§ What you are asked to do: Write out the material exactly, leaving every picture behind.

^^^^

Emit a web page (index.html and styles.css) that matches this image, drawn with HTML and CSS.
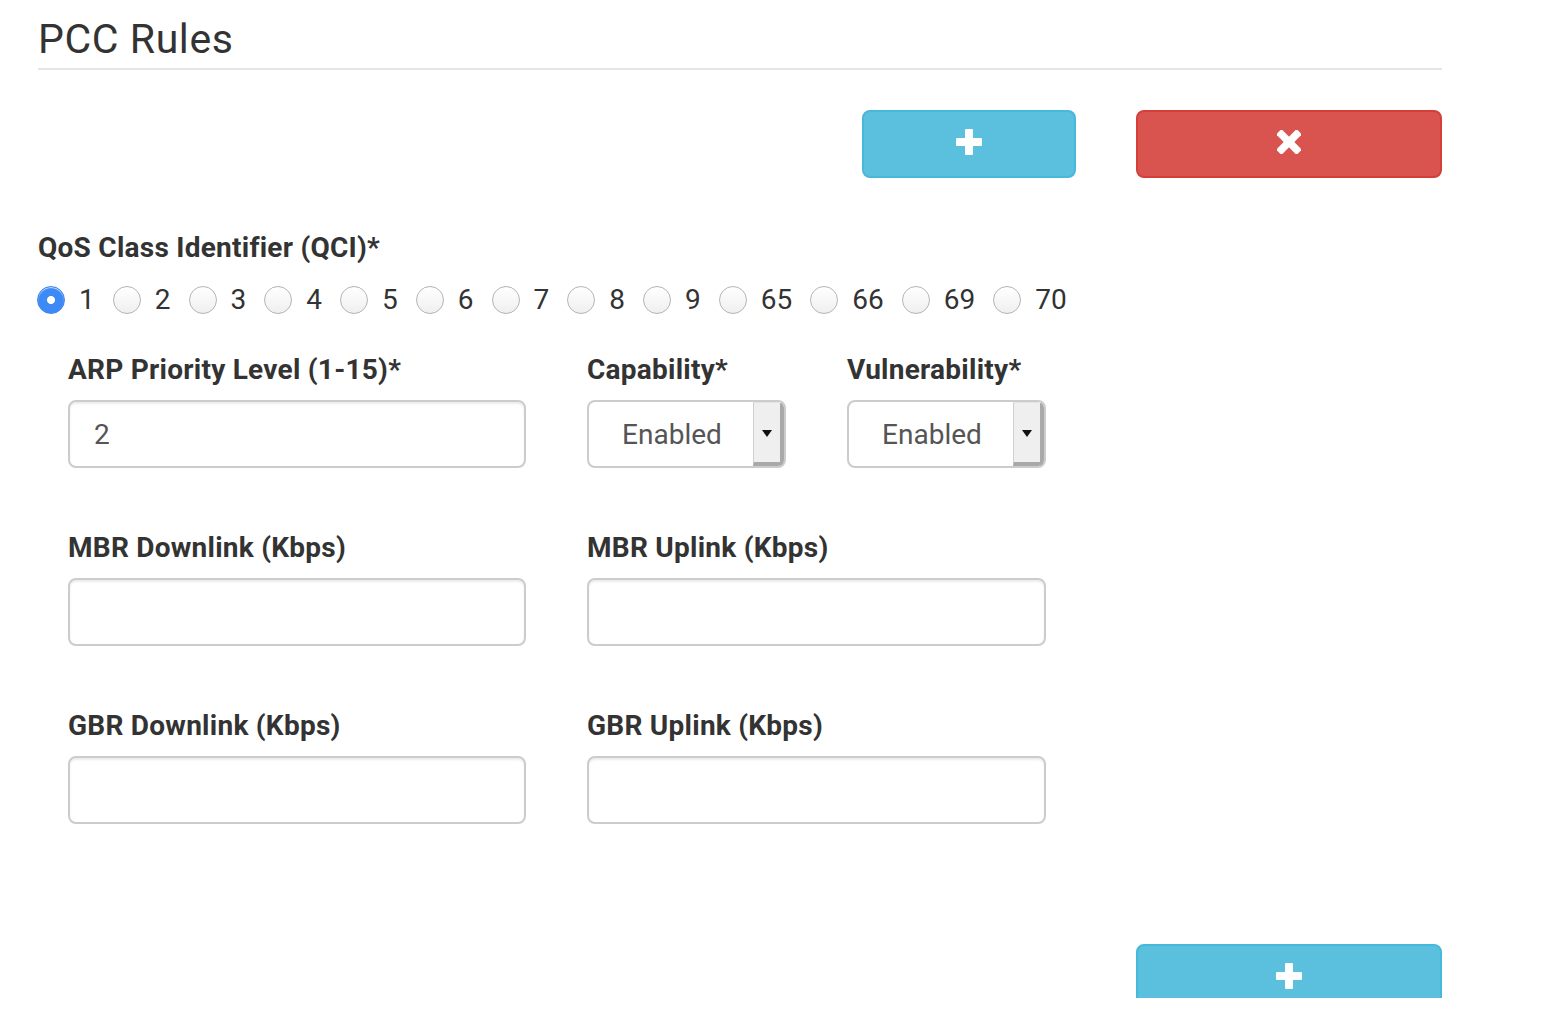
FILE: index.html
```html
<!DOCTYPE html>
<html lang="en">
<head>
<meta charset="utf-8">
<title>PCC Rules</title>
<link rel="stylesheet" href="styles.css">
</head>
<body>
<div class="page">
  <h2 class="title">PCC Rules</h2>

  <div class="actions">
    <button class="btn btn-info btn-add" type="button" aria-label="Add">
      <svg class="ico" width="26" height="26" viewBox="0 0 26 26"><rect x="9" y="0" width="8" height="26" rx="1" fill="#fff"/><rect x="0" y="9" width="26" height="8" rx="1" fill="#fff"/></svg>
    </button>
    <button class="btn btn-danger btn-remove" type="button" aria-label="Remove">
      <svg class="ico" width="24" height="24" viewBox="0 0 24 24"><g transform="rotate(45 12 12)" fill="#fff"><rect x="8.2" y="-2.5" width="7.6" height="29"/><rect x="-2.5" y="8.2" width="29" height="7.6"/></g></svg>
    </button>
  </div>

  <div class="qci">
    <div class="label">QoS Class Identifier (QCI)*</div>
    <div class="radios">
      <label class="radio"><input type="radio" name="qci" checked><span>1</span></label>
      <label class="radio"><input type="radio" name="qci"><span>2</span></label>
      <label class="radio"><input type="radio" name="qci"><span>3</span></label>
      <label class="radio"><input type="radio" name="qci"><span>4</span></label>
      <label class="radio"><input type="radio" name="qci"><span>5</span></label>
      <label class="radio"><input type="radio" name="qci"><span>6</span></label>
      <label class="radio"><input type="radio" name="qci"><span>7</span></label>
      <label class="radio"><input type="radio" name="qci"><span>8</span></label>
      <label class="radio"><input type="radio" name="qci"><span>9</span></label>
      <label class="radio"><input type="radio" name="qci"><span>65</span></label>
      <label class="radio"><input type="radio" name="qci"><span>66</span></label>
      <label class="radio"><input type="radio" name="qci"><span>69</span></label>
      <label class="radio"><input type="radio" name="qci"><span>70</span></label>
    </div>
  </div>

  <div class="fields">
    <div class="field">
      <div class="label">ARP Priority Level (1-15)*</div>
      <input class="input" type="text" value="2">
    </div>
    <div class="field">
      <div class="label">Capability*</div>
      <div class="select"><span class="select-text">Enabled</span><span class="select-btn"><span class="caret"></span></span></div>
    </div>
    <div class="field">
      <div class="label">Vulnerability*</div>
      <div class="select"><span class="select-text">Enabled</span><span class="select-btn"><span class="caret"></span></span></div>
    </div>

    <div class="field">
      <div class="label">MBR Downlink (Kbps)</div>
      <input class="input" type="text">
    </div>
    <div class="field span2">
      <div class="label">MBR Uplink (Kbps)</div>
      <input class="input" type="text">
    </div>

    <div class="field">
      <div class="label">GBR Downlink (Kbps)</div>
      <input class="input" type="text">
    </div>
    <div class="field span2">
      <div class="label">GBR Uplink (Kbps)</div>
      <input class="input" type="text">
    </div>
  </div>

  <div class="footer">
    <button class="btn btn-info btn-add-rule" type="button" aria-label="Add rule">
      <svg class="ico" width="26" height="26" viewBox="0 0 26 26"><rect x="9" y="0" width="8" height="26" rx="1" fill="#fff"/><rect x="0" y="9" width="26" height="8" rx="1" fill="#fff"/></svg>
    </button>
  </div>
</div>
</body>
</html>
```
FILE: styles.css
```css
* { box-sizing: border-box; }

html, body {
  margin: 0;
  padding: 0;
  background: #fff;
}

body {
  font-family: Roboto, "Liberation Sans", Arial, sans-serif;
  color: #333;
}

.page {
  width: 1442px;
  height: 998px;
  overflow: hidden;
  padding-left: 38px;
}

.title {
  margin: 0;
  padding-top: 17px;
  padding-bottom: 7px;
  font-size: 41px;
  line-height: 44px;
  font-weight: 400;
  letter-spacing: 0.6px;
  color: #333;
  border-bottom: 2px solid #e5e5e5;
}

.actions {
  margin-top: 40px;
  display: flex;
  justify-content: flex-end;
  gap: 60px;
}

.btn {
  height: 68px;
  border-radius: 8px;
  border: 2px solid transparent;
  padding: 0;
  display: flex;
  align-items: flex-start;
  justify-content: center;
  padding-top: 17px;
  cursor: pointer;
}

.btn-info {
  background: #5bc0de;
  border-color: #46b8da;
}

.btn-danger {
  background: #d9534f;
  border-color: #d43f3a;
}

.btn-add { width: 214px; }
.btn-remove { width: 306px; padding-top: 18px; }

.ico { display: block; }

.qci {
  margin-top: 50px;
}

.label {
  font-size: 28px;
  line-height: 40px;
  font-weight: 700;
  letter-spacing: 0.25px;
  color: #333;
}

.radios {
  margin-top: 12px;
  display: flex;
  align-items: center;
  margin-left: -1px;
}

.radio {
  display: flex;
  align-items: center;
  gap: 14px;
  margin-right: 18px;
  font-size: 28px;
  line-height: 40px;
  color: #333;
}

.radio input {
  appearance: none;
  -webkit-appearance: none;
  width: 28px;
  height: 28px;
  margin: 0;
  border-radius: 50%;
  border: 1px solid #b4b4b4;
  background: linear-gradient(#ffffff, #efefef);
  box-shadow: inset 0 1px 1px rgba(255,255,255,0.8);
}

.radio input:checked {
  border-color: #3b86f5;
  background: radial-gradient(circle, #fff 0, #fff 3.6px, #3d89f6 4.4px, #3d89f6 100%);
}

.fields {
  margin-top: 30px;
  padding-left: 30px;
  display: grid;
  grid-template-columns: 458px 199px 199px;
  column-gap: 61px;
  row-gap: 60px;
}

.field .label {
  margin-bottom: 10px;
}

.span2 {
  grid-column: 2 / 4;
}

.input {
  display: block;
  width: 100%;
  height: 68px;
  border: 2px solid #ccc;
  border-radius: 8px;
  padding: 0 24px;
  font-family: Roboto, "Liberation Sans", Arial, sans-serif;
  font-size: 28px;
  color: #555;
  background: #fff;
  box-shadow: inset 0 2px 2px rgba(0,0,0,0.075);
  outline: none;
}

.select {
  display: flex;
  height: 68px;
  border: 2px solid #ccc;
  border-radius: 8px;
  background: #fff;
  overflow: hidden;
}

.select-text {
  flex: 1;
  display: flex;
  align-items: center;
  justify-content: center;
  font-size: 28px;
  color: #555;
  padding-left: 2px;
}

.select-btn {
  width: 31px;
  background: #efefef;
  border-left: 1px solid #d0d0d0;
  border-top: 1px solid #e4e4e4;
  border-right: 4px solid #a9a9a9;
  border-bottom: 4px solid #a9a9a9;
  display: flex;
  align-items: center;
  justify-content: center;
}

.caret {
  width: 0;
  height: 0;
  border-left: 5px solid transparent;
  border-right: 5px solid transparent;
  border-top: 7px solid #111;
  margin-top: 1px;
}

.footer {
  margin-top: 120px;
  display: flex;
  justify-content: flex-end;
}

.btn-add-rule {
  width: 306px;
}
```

^^^^

§ Exercise answer:
Emit a web page (index.html and styles.css) that matches this image, drawn with HTML and CSS.
FILE: index.html
```html
<!DOCTYPE html>
<html lang="en">
<head>
<meta charset="utf-8">
<title>PCC Rules</title>
<link rel="stylesheet" href="styles.css">
</head>
<body>
<div class="page">
  <h2 class="title">PCC Rules</h2>

  <div class="actions">
    <button class="btn btn-info btn-add" type="button" aria-label="Add">
      <svg class="ico" width="26" height="26" viewBox="0 0 26 26"><rect x="9" y="0" width="8" height="26" rx="1" fill="#fff"/><rect x="0" y="9" width="26" height="8" rx="1" fill="#fff"/></svg>
    </button>
    <button class="btn btn-danger btn-remove" type="button" aria-label="Remove">
      <svg class="ico" width="24" height="24" viewBox="0 0 24 24"><g transform="rotate(45 12 12)" fill="#fff"><rect x="8.2" y="-2.5" width="7.6" height="29"/><rect x="-2.5" y="8.2" width="29" height="7.6"/></g></svg>
    </button>
  </div>

  <div class="qci">
    <div class="label">QoS Class Identifier (QCI)*</div>
    <div class="radios">
      <label class="radio"><input type="radio" name="qci" checked><span>1</span></label>
      <label class="radio"><input type="radio" name="qci"><span>2</span></label>
      <label class="radio"><input type="radio" name="qci"><span>3</span></label>
      <label class="radio"><input type="radio" name="qci"><span>4</span></label>
      <label class="radio"><input type="radio" name="qci"><span>5</span></label>
      <label class="radio"><input type="radio" name="qci"><span>6</span></label>
      <label class="radio"><input type="radio" name="qci"><span>7</span></label>
      <label class="radio"><input type="radio" name="qci"><span>8</span></label>
      <label class="radio"><input type="radio" name="qci"><span>9</span></label>
      <label class="radio"><input type="radio" name="qci"><span>65</span></label>
      <label class="radio"><input type="radio" name="qci"><span>66</span></label>
      <label class="radio"><input type="radio" name="qci"><span>69</span></label>
      <label class="radio"><input type="radio" name="qci"><span>70</span></label>
    </div>
  </div>

  <div class="fields">
    <div class="field">
      <div class="label">ARP Priority Level (1-15)*</div>
      <input class="input" type="text" value="2">
    </div>
    <div class="field">
      <div class="label">Capability*</div>
      <div class="select"><span class="select-text">Enabled</span><span class="select-btn"><span class="caret"></span></span></div>
    </div>
    <div class="field">
      <div class="label">Vulnerability*</div>
      <div class="select"><span class="select-text">Enabled</span><span class="select-btn"><span class="caret"></span></span></div>
    </div>

    <div class="field">
      <div class="label">MBR Downlink (Kbps)</div>
      <input class="input" type="text">
    </div>
    <div class="field span2">
      <div class="label">MBR Uplink (Kbps)</div>
      <input class="input" type="text">
    </div>

    <div class="field">
      <div class="label">GBR Downlink (Kbps)</div>
      <input class="input" type="text">
    </div>
    <div class="field span2">
      <div class="label">GBR Uplink (Kbps)</div>
      <input class="input" type="text">
    </div>
  </div>

  <div class="footer">
    <button class="btn btn-info btn-add-rule" type="button" aria-label="Add rule">
      <svg class="ico" width="26" height="26" viewBox="0 0 26 26"><rect x="9" y="0" width="8" height="26" rx="1" fill="#fff"/><rect x="0" y="9" width="26" height="8" rx="1" fill="#fff"/></svg>
    </button>
  </div>
</div>
</body>
</html>
```
FILE: styles.css
```css
* { box-sizing: border-box; }

html, body {
  margin: 0;
  padding: 0;
  background: #fff;
}

body {
  font-family: Roboto, "Liberation Sans", Arial, sans-serif;
  color: #333;
}

.page {
  width: 1442px;
  height: 998px;
  overflow: hidden;
  padding-left: 38px;
}

.title {
  margin: 0;
  padding-top: 17px;
  padding-bottom: 7px;
  font-size: 41px;
  line-height: 44px;
  font-weight: 400;
  letter-spacing: 0.6px;
  color: #333;
  border-bottom: 2px solid #e5e5e5;
}

.actions {
  margin-top: 40px;
  display: flex;
  justify-content: flex-end;
  gap: 60px;
}

.btn {
  height: 68px;
  border-radius: 8px;
  border: 2px solid transparent;
  padding: 0;
  display: flex;
  align-items: flex-start;
  justify-content: center;
  padding-top: 17px;
  cursor: pointer;
}

.btn-info {
  background: #5bc0de;
  border-color: #46b8da;
}

.btn-danger {
  background: #d9534f;
  border-color: #d43f3a;
}

.btn-add { width: 214px; }
.btn-remove { width: 306px; padding-top: 18px; }

.ico { display: block; }

.qci {
  margin-top: 50px;
}

.label {
  font-size: 28px;
  line-height: 40px;
  font-weight: 700;
  letter-spacing: 0.25px;
  color: #333;
}

.radios {
  margin-top: 12px;
  display: flex;
  align-items: center;
  margin-left: -1px;
}

.radio {
  display: flex;
  align-items: center;
  gap: 14px;
  margin-right: 18px;
  font-size: 28px;
  line-height: 40px;
  color: #333;
}

.radio input {
  appearance: none;
  -webkit-appearance: none;
  width: 28px;
  height: 28px;
  margin: 0;
  border-radius: 50%;
  border: 1px solid #b4b4b4;
  background: linear-gradient(#ffffff, #efefef);
  box-shadow: inset 0 1px 1px rgba(255,255,255,0.8);
}

.radio input:checked {
  border-color: #3b86f5;
  background: radial-gradient(circle, #fff 0, #fff 3.6px, #3d89f6 4.4px, #3d89f6 100%);
}

.fields {
  margin-top: 30px;
  padding-left: 30px;
  display: grid;
  grid-template-columns: 458px 199px 199px;
  column-gap: 61px;
  row-gap: 60px;
}

.field .label {
  margin-bottom: 10px;
}

.span2 {
  grid-column: 2 / 4;
}

.input {
  display: block;
  width: 100%;
  height: 68px;
  border: 2px solid #ccc;
  border-radius: 8px;
  padding: 0 24px;
  font-family: Roboto, "Liberation Sans", Arial, sans-serif;
  font-size: 28px;
  color: #555;
  background: #fff;
  box-shadow: inset 0 2px 2px rgba(0,0,0,0.075);
  outline: none;
}

.select {
  display: flex;
  height: 68px;
  border: 2px solid #ccc;
  border-radius: 8px;
  background: #fff;
  overflow: hidden;
}

.select-text {
  flex: 1;
  display: flex;
  align-items: center;
  justify-content: center;
  font-size: 28px;
  color: #555;
  padding-left: 2px;
}

.select-btn {
  width: 31px;
  background: #efefef;
  border-left: 1px solid #d0d0d0;
  border-top: 1px solid #e4e4e4;
  border-right: 4px solid #a9a9a9;
  border-bottom: 4px solid #a9a9a9;
  display: flex;
  align-items: center;
  justify-content: center;
}

.caret {
  width: 0;
  height: 0;
  border-left: 5px solid transparent;
  border-right: 5px solid transparent;
  border-top: 7px solid #111;
  margin-top: 1px;
}

.footer {
  margin-top: 120px;
  display: flex;
  justify-content: flex-end;
}

.btn-add-rule {
  width: 306px;
}
```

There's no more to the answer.